Essential Information Gathering Requirements

The initial requirement for any prospective account is the collection of data mandated by Know Your Customer (KYC) and Customer Identification Program (CIP) rules. The USA PATRIOT Act established the CIP requirement, compelling financial institutions to verify the identity of any person seeking to open an account.

The primary goal of CIP is to combat money laundering and terrorist financing by ensuring the account holder is who they claim to be.

The verification process requires the collection of four core pieces of identifying information from the prospect. The four core requirements include the full legal name, date of birth (DOB), physical residential address, and a taxpayer identification number (SSN or ITIN). The firm must also request a government-issued photographic identification document, such as a driver’s license, to cross-reference the provided PII.

Details from the identification, including the issuing state and expiration date, are recorded on the application forms. This data is used to complete the standard New Account Form, which must be signed by the prospect.

Verification is accomplished through non-documentary methods, such as cross-referencing public databases. Firms often use third-party vendors to electronically verify the prospect’s name, address, and SSN against credit bureau data and watch lists maintained by the Office of Foreign Assets Control (OFAC).
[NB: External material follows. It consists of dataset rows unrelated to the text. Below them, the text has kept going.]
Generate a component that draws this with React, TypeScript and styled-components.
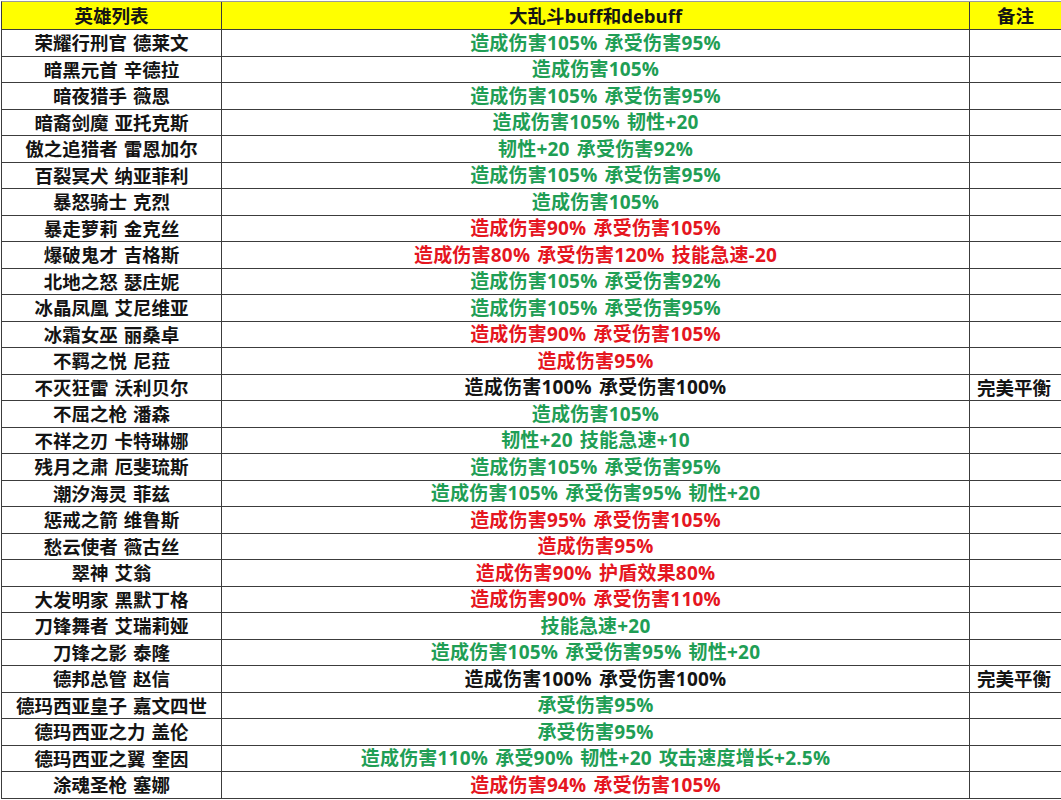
import * as React from "react";
import styled, { createGlobalStyle } from "styled-components";

type Tone = "buff" | "nerf" | "even";

interface IHero {
    name: string;
    effect: string;
    tone: Tone;
    note?: string;
}

const heroes: IHero[] = [
    { name: "荣耀行刑官 德莱文", effect: "造成伤害105% 承受伤害95%", tone: "buff" },
    { name: "暗黑元首 辛德拉", effect: "造成伤害105%", tone: "buff" },
    { name: "暗夜猎手 薇恩", effect: "造成伤害105% 承受伤害95%", tone: "buff" },
    { name: "暗裔剑魔 亚托克斯", effect: "造成伤害105% 韧性+20", tone: "buff" },
    { name: "傲之追猎者 雷恩加尔", effect: "韧性+20 承受伤害92%", tone: "buff" },
    { name: "百裂冥犬 纳亚菲利", effect: "造成伤害105% 承受伤害95%", tone: "buff" },
    { name: "暴怒骑士 克烈", effect: "造成伤害105%", tone: "buff" },
    { name: "暴走萝莉 金克丝", effect: "造成伤害90% 承受伤害105%", tone: "nerf" },
    { name: "爆破鬼才 吉格斯", effect: "造成伤害80% 承受伤害120% 技能急速-20", tone: "nerf" },
    { name: "北地之怒 瑟庄妮", effect: "造成伤害105% 承受伤害92%", tone: "buff" },
    { name: "冰晶凤凰 艾尼维亚", effect: "造成伤害105% 承受伤害95%", tone: "buff" },
    { name: "冰霜女巫 丽桑卓", effect: "造成伤害90% 承受伤害105%", tone: "nerf" },
    { name: "不羁之悦 尼菈", effect: "造成伤害95%", tone: "nerf" },
    { name: "不灭狂雷 沃利贝尔", effect: "造成伤害100% 承受伤害100%", tone: "even", note: "完美平衡" },
    { name: "不屈之枪 潘森", effect: "造成伤害105%", tone: "buff" },
    { name: "不祥之刃 卡特琳娜", effect: "韧性+20 技能急速+10", tone: "buff" },
    { name: "残月之肃 厄斐琉斯", effect: "造成伤害105% 承受伤害95%", tone: "buff" },
    { name: "潮汐海灵 菲兹", effect: "造成伤害105% 承受伤害95% 韧性+20", tone: "buff" },
    { name: "惩戒之箭 维鲁斯", effect: "造成伤害95% 承受伤害105%", tone: "nerf" },
    { name: "愁云使者 薇古丝", effect: "造成伤害95%", tone: "nerf" },
    { name: "翠神 艾翁", effect: "造成伤害90% 护盾效果80%", tone: "nerf" },
    { name: "大发明家 黑默丁格", effect: "造成伤害90% 承受伤害110%", tone: "nerf" },
    { name: "刀锋舞者 艾瑞莉娅", effect: "技能急速+20", tone: "buff" },
    { name: "刀锋之影 泰隆", effect: "造成伤害105% 承受伤害95% 韧性+20", tone: "buff" },
    { name: "德邦总管 赵信", effect: "造成伤害100% 承受伤害100%", tone: "even", note: "完美平衡" },
    { name: "德玛西亚皇子 嘉文四世", effect: "承受伤害95%", tone: "buff" },
    { name: "德玛西亚之力 盖伦", effect: "承受伤害95%", tone: "buff" },
    { name: "德玛西亚之翼 奎因", effect: "造成伤害110% 承受90% 韧性+20 攻击速度增长+2.5%", tone: "buff" },
    { name: "涂魂圣枪 塞娜", effect: "造成伤害94% 承受伤害105%", tone: "nerf" },
];

const toneColor: Record<Tone, string> = {
    buff: "#1f9e55",
    nerf: "#e5161f",
    even: "#141414",
};

const GlobalStyle = createGlobalStyle`
    html, body {
        margin: 0;
        padding: 0;
        background: #fff;
    }

    body {
        font-family: "Open Sans", "Noto Sans CJK SC", sans-serif;
        overflow: hidden;
    }
`;

const Sheet = styled.div`
    display: grid;
    grid-template-columns: 220px 748px 92px;
    grid-template-rows: 28px;
    grid-auto-rows: 26.5px;
    margin: 1px 0 0 1px;
    border-top: 1px solid #9a9a9a;
    border-left: 1px solid #3c3c3c;
`;

const Cell = styled.div<{ $align?: "center" | "left"; $header?: boolean; $color?: string }>`
    display: flex;
    align-items: center;
    justify-content: ${(p) => (p.$align === "left" ? "flex-start" : "center")};
    padding-left: ${(p) => (p.$align === "left" ? "7px" : "0")};
    padding-top: 1px;
    border-right: 1px solid #3c3c3c;
    border-bottom: 1px solid #3c3c3c;
    background: ${(p) => (p.$header ? "#ffff00" : "#fff")};
    color: ${(p) => p.$color || "#141414"};

    font-size: 18.5px;
    font-weight: 700;
    line-height: 1;
    word-spacing: 1px;
    white-space: nowrap;
    overflow: hidden;
`;

const Effect = styled.span`
    font-size: 19px;
    word-spacing: 2px;
    letter-spacing: 0.2px;
`;

export default function App() {
    return (
        <>
            <GlobalStyle />
            <Sheet>
                <Cell $header>英雄列表</Cell>
                <Cell $header>大乱斗buff和debuff</Cell>
                <Cell $header>备注</Cell>

                {heroes.map((h) => (
                    <React.Fragment key={h.name}>
                        <Cell>{h.name}</Cell>
                        <Cell $color={toneColor[h.tone]}>
                            <Effect>{h.effect}</Effect>
                        </Cell>
                        <Cell $align="left">{h.note}</Cell>
                    </React.Fragment>
                ))}
            </Sheet>
        </>
    );
}
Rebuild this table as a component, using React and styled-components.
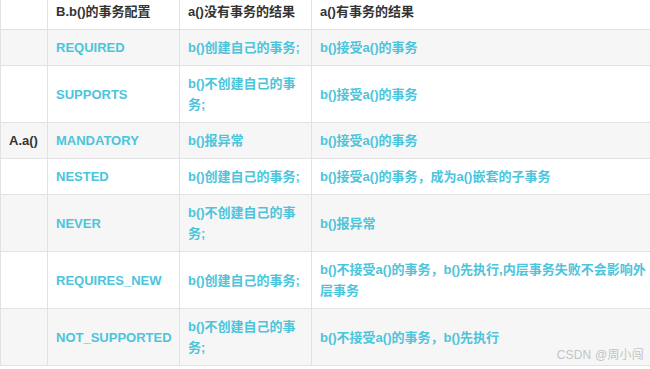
import React from "react";
import styled, { createGlobalStyle } from "styled-components";

const Global = createGlobalStyle`
  html, body { margin: 0; padding: 0; background: #fff; overflow: hidden; }
  body { width: 650px; height: 369px; }
`;

const Page = styled.div`
  position: relative;
  width: 650px;
  height: 369px;
  overflow: hidden;
  font-family: "Liberation Sans", "Noto Sans CJK SC", sans-serif;
`;

const Table = styled.table`
  margin-top: -7px;
  table-layout: fixed;
  border-collapse: collapse;
  width: 662px;
  font-size: 13px;
  font-weight: bold;
  line-height: 21px;
`;

const Row = styled.tr`
  background: ${(p) => (p.$striped ? "#f6f6f6" : "#ffffff")};
`;

const HeadCell = styled.th`
  border: 1px solid #e2e2e2;
  padding: 7px 8px;
  text-align: left;
  color: #333333;
  font-weight: bold;
  vertical-align: middle;
`;

const Cell = styled.td`
  border: 1px solid #e2e2e2;
  padding: 7px 8px;
  vertical-align: middle;
  color: ${(p) => (p.$dark ? "#333333" : "#4cc4db")};
`;

const Watermark = styled.div`
  position: absolute;
  right: 6px;
  bottom: 7px;
  font-size: 12px;
  color: #c4c4c4;
  font-weight: normal;
  letter-spacing: 0.2px;
`;

const rows = [
  ["", "REQUIRED", "b()创建自己的事务;", "b()接受a()的事务"],
  ["", "SUPPORTS", "b()不创建自己的事务;", "b()接受a()的事务"],
  ["A.a()", "MANDATORY", "b()报异常", "b()接受a()的事务"],
  ["", "NESTED", "b()创建自己的事务;", "b()接受a()的事务，成为a()嵌套的子事务"],
  ["", "NEVER", "b()不创建自己的事务;", "b()报异常"],
  ["", "REQUIRES_NEW", "b()创建自己的事务;", "b()不接受a()的事务，b()先执行,内层事务失败不会影响外层事务"],
  ["", "NOT_SUPPORTED", "b()不创建自己的事务;", "b()不接受a()的事务，b()先执行"],
];

export default function App() {
  return (
    <Page>
      <Global />
      <Table>
        <colgroup>
          <col style={{ width: 47 }} />
          <col style={{ width: 132 }} />
          <col style={{ width: 132 }} />
          <col style={{ width: 351 }} />
        </colgroup>
        <thead>
          <Row>
            <HeadCell></HeadCell>
            <HeadCell>B.b()的事务配置</HeadCell>
            <HeadCell>a()没有事务的结果</HeadCell>
            <HeadCell>a()有事务的结果</HeadCell>
          </Row>
        </thead>
        <tbody>
          {rows.map((r, i) => (
            <Row key={i} $striped={i % 2 === 0}>
              <Cell $dark>{r[0]}</Cell>
              <Cell>{r[1]}</Cell>
              <Cell>{r[2]}</Cell>
              <Cell>{r[3]}</Cell>
            </Row>
          ))}
        </tbody>
      </Table>
      <Watermark>CSDN @周小闯</Watermark>
    </Page>
  );
}
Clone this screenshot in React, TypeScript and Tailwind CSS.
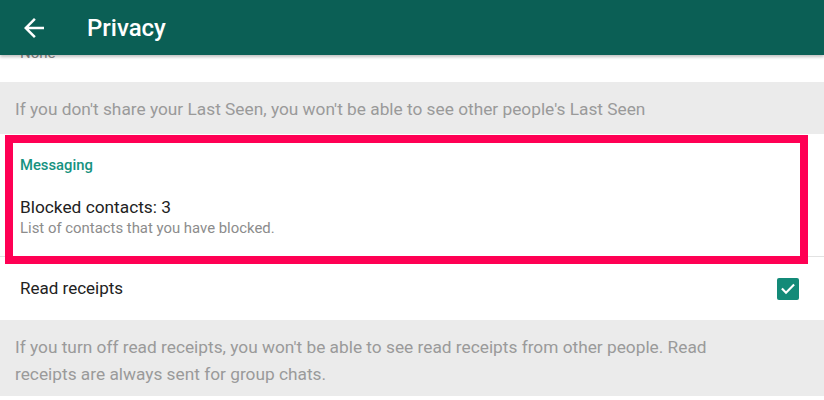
import React from "react";

export default function App() {
  return (
    <div className="w-[824px] h-[400px] overflow-hidden bg-white" style={{ fontFamily: "Roboto, 'Noto Sans', sans-serif" }}>
      <div className="relative z-10 h-[55px] bg-[#0b5f55] flex items-center shadow-[0_2px_3px_rgba(0,0,0,0.25)]">
        <div className="w-[87px] flex items-center pl-[19px]">
          <svg width="30" height="30" viewBox="0 0 24 24" fill="white">
            <path d="M20 11H7.83l5.59-5.59L12 4l-8 8 8 8 1.41-1.41L7.83 13H20v-2z" />
          </svg>
        </div>
        <span className="text-white text-[24px] font-medium leading-none">Privacy</span>
      </div>
      <div className="-mt-[12px]">
        <div className="h-[39px] bg-white pl-[20px]">
          <span className="block -mt-[2px] text-[15px] leading-[20px] text-[#8a8a8a]">None</span>
        </div>
        <div className="h-[52px] bg-[#ebebeb] px-[15px] pt-[14px]">
          <p className="text-[17.3px] leading-[26px] text-[#9a9a9a]">
            If you don't share your Last Seen, you won't be able to see other people's Last Seen
          </p>
        </div>
        <div className="relative h-[123px] bg-white border-b border-[#e2e2e2] pl-[20px] pt-[22px]">
          <div className="text-[14.8px] leading-[18px] font-medium text-[#16927f]">Messaging</div>
          <div className="mt-[22px] text-[17.3px] leading-[22px] text-[#222222]">Blocked contacts: 3</div>
          <div className="text-[14.9px] leading-[20px] text-[#8c8c8c]">List of contacts that you have blocked.</div>
          <div className="absolute left-[5px] top-[1px] w-[803px] h-[129px] border-[8px] border-[#ff0054]" />
        </div>
        <div className="h-[63px] bg-white flex items-center justify-between pl-[20px] pr-[25px]">
          <span className="text-[17px] text-[#222222]">Read receipts</span>
          <div className="w-[22px] h-[22px] rounded-[2px] bg-[#138a78] flex items-center justify-center">
            <svg width="16" height="16" viewBox="0 0 24 24" fill="none" stroke="white" strokeWidth="3.2" strokeLinecap="square">
              <path d="M4 12.5l5 5L20 6.5" />
            </svg>
          </div>
        </div>
        <div className="h-[76px] bg-[#ebebeb] pl-[15px] pr-[60px] pt-[14px]">
          <p className="text-[17.3px] leading-[27px] text-[#9a9a9a]">
            If you turn off read receipts, you won't be able to see read receipts from other people. Read receipts are always sent for group chats.
          </p>
        </div>
      </div>
    </div>
  );
}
If a prospect appears on the OFAC Specially Designated Nationals (SDN) list, the account cannot be opened, and the firm must file a Suspicious Activity Report (SAR) with the Financial Crimes Enforcement Network (FinCEN). If the initial electronic verification fails, the firm may require the prospect to provide additional documentary evidence, such as utility bills or bank statements, to confirm the physical address.

The firm must maintain detailed records of the methods used to verify the identity for five years after the record is created. For corporate or legal entity accounts, the firm must also identify and verify the identity of any individual who owns 25% or more of the entity, as well as one person with significant responsibility for managing the entity, under the Beneficial Ownership Rule.

Conducting Suitability and Risk Assessments

The firm must conduct a thorough suitability and risk assessment before accepting the prospective account and making any recommendations. FINRA Rule 2111 mandates this assessment, requiring the firm to have a reasonable basis to believe a recommendation is suitable for the customer.

The client must provide detailed information about their financial profile, including annual income, net worth (excluding primary residence), and existing assets and liabilities. This data establishes the client’s ability to bear potential losses.

The assessment requires gathering specific information on investment objectives, typically categorized as capital preservation, income generation, growth, or speculation. The firm also needs to understand the client’s time horizon, such as saving for a short-term goal or a long-term retirement goal.

Risk tolerance measures the client’s willingness to accept potential losses in exchange for higher returns. This is assessed through a questionnaire that assigns a numerical score corresponding to a risk profile.

The collected information is used to assign the prospect a formal risk profile, such as conservative, moderate, or aggressive. A conservative profile prioritizes capital preservation, often limiting the client to low-volatility products like US Treasury bonds or money market funds.

The assigned profile acts as a gatekeeper, dictating the range of products that can be recommended or purchased within the account. For instance, a conservative profile may preclude the purchase of complex, high-risk products like leveraged exchange-traded funds (ETFs) or non-investment grade corporate bonds.

The firm must document the entire assessment on a form the client reviews and signs, acknowledging the accuracy of the information. This documented profile is the firm’s primary defense against future claims of unsuitable recommendations.

If the client’s expressed risk tolerance is inconsistent with their stated financial situation, the firm must document the conflict and may be required to restrict the account. This documentation of any material discrepancy is reviewed by a principal before the account is formally approved.

Formal Account Submission and Approval Process

Once all required information is gathered and the suitability assessment is finalized, the completed application package is submitted for internal review. The submission process typically involves the electronic transmission of all signed forms and verified data through a secure online portal.

The firm’s internal compliance department or a designated supervisory principal is responsible for reviewing the entire package. This mandatory review ensures the account opening process adhered to all regulatory and internal standards.

The principal examines the application for completeness, checking that all fields on the New Account Form and suitability questionnaire are properly filled. They also perform a consistency check, verifying that the client’s investment objectives align with their assigned risk profile and financial situation.

The compliance check confirms that the CIP verification was successful and that the prospect does not appear on any prohibited lists. Principal review and approval must be executed promptly, usually within one to three business days of submission.

If the principal identifies deficiencies, the application is rejected or sent back to the representative for remediation, such as collecting a missing signature or clarifying a financial detail. Only after the principal is satisfied does the account receive formal internal approval.

Formal approval results in the activation of a unique account number, and the firm notifies the new client confirming the account opening. The firm must also deliver the initial account disclosures, including the account agreement and specific fee schedules, following activation.